* _Dataset rows_
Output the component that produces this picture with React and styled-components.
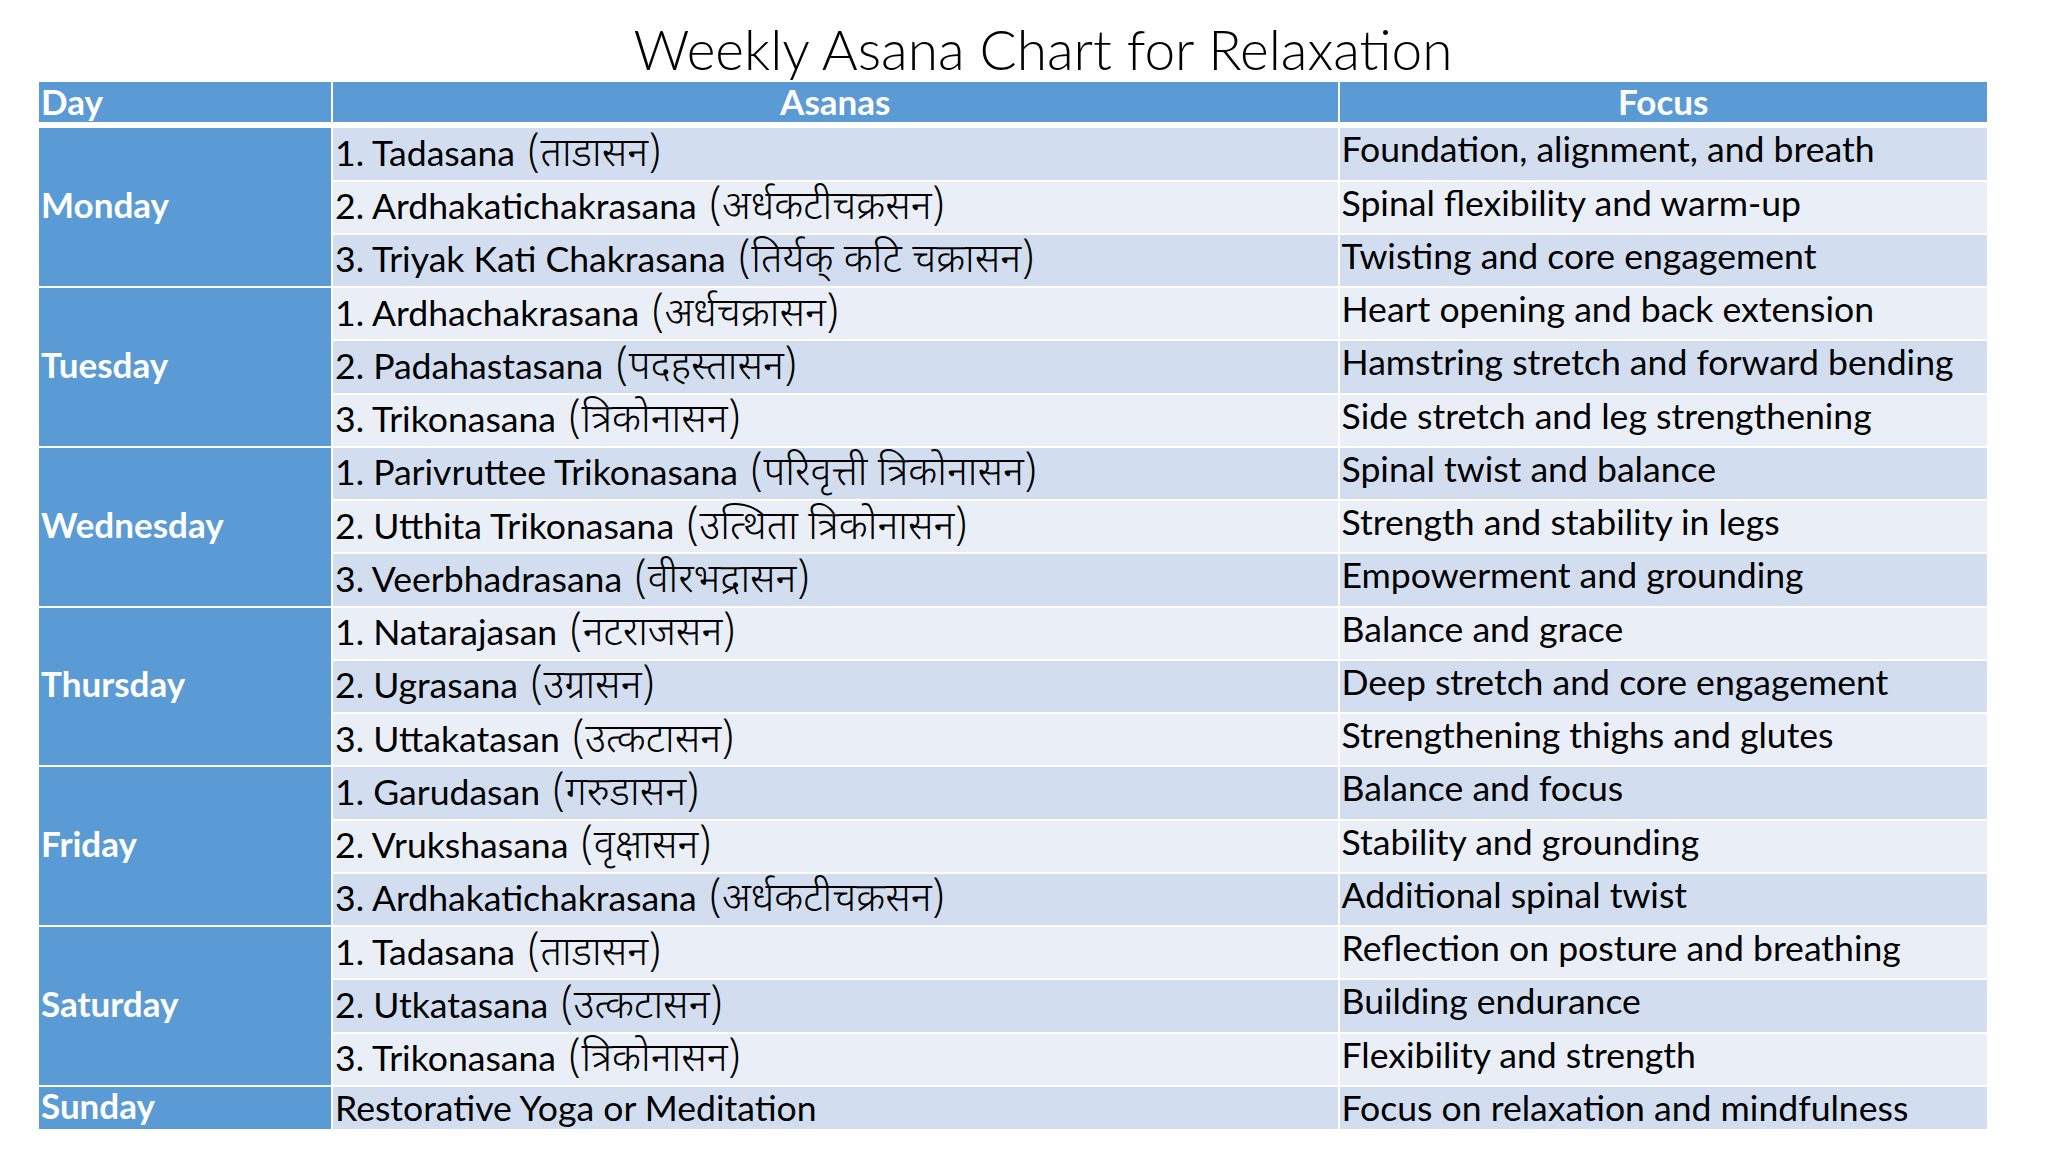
import React from "react";
import styled, {createGlobalStyle} from "styled-components";

const GlobalStyle = createGlobalStyle`
	html, body {
		margin: 0;
		padding: 0;
		background: #ffffff;
	}
	body {
		font-family: Lato, "Noto Sans", "Noto Sans Devanagari", sans-serif;
		color: #000000;
	}
`;

const Page = styled.div`
	width: 2048px;
	height: 1152px;
	display: flex;
	flex-direction: column;
	padding: 0 61px 0 39px;
	box-sizing: border-box;
`;

const TitleBar = styled.div`
	display: flex;
	justify-content: center;
	padding-left: 60px;
	height: 81.7px;
`;

const Title = styled.h1`
	margin: 0;
	font-family: Lato, "Noto Sans", sans-serif;
	font-weight: 300;
	font-size: 55px;
	line-height: 1;
	padding-top: 22px;
	height: 59px;
	white-space: nowrap;
`;

const Table = styled.div`
	display: grid;
	grid-template-columns: 292px 1004.5px 647.5px;
	grid-template-rows: 44.6px repeat(18, 51.25px) 42.3px;
	column-gap: 2px;
	row-gap: 2px;
	font-size: 35.6px;
`;

const HeaderCell = styled.div`
	background: #5b9bd5;
	color: #ffffff;
	font-weight: 700;
	font-size: 35px;
	margin-bottom: 4px;
	display: flex;
	align-items: center;
	justify-content: ${(p) => (p.$center ? "center" : "flex-start")};
	padding: 0 2px 2px;
	white-space: nowrap;
`;

const DayCell = styled.div`
	grid-row: span ${(p) => p.$span};
	background: #5b9bd5;
	color: #ffffff;
	font-weight: 700;
	font-size: 35px;
	display: flex;
	align-items: center;
	padding: 0 2px 6px;
	white-space: nowrap;
`;

const BodyCell = styled.div`
	background: ${(p) => (p.$odd ? "#eaeff7" : "#d2deef")};
	padding: ${(p) => (p.$hindi ? "3.5px 2px 0" : "0 2px")};
	white-space: nowrap;
	line-height: 1.2;
	display: flex;
	align-items: ${(p) => (p.$middle ? "center" : "flex-start")};
`;

const Deva = styled.span`
	font-family: "Noto Sans Devanagari", Lato, sans-serif;
	font-size: 1.12em;
	font-weight: 300;
	line-height: 1;
	margin-left: 0.3em;
`;

const schedule = [
	{
		day: "Monday",
		rows: [
			["1. Tadasana", "ताडासन", "Foundation, alignment, and breath"],
			["2. Ardhakatichakrasana", "अर्धकटीचक्रसन", "Spinal flexibility and warm-up"],
			["3. Triyak Kati Chakrasana", "तिर्यक् कटि चक्रासन", "Twisting and core engagement"],
		],
	},
	{
		day: "Tuesday",
		rows: [
			["1. Ardhachakrasana", "अर्धचक्रासन", "Heart opening and back extension"],
			["2. Padahastasana", "पदहस्तासन", "Hamstring stretch and forward bending"],
			["3. Trikonasana", "त्रिकोनासन", "Side stretch and leg strengthening"],
		],
	},
	{
		day: "Wednesday",
		rows: [
			["1. Parivruttee Trikonasana", "परिवृत्ती त्रिकोनासन", "Spinal twist and balance"],
			["2. Utthita Trikonasana", "उत्थिता त्रिकोनासन", "Strength and stability in legs"],
			["3. Veerbhadrasana", "वीरभद्रासन", "Empowerment and grounding"],
		],
	},
	{
		day: "Thursday",
		rows: [
			["1. Natarajasan", "नटराजसन", "Balance and grace"],
			["2. Ugrasana", "उग्रासन", "Deep stretch and core engagement"],
			["3. Uttakatasan", "उत्कटासन", "Strengthening thighs and glutes"],
		],
	},
	{
		day: "Friday",
		rows: [
			["1. Garudasan", "गरुडासन", "Balance and focus"],
			["2. Vrukshasana", "वृक्षासन", "Stability and grounding"],
			["3. Ardhakatichakrasana", "अर्धकटीचक्रसन", "Additional spinal twist"],
		],
	},
	{
		day: "Saturday",
		rows: [
			["1. Tadasana", "ताडासन", "Reflection on posture and breathing"],
			["2. Utkatasana", "उत्कटासन", "Building endurance"],
			["3. Trikonasana", "त्रिकोनासन", "Flexibility and strength"],
		],
	},
	{
		day: "Sunday",
		rows: [["Restorative Yoga or Meditation", null, "Focus on relaxation and mindfulness"]],
	},
];

export default function App() {
	let index = 0;
	return (
		<>
			<GlobalStyle />
			<Page>
				<TitleBar>
					<Title>Weekly Asana Chart for Relaxation</Title>
				</TitleBar>
				<Table>
					<HeaderCell>Day</HeaderCell>
					<HeaderCell $center>Asanas</HeaderCell>
					<HeaderCell $center>Focus</HeaderCell>
					{schedule.map((item) => (
						<React.Fragment key={item.day}>
							<DayCell $span={item.rows.length}>{item.day}</DayCell>
							{item.rows.map(([name, deva, focus]) => {
								const odd = index++ % 2 === 1;
								return (
									<React.Fragment key={name + index}>
										<BodyCell $odd={odd} $hindi={!!deva} $middle={!deva}>
											<span>
												{name}
												{deva && <Deva>({deva})</Deva>}
											</span>
										</BodyCell>
										<BodyCell $odd={odd} $middle={!deva}>
											{focus}
										</BodyCell>
									</React.Fragment>
								);
							})}
						</React.Fragment>
					))}
				</Table>
			</Page>
		</>
	);
}
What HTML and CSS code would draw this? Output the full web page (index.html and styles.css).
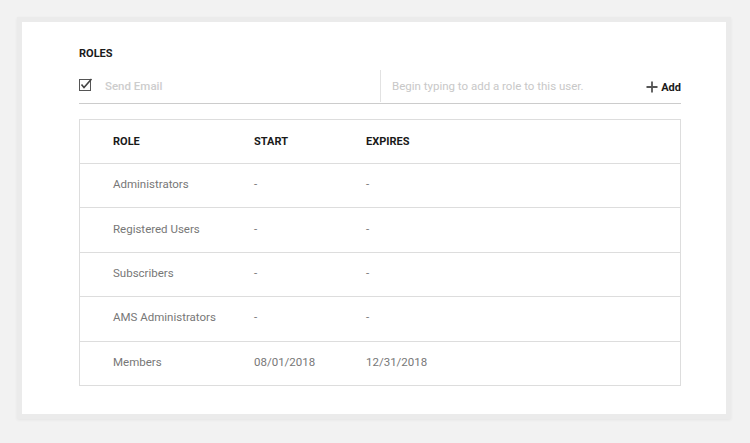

* _Request_
Go through the records above and copy every line with the word "components".

* _Result of the task_
Output the component that produces this picture with React and styled-components.
import styled, {createGlobalStyle} from "styled-components";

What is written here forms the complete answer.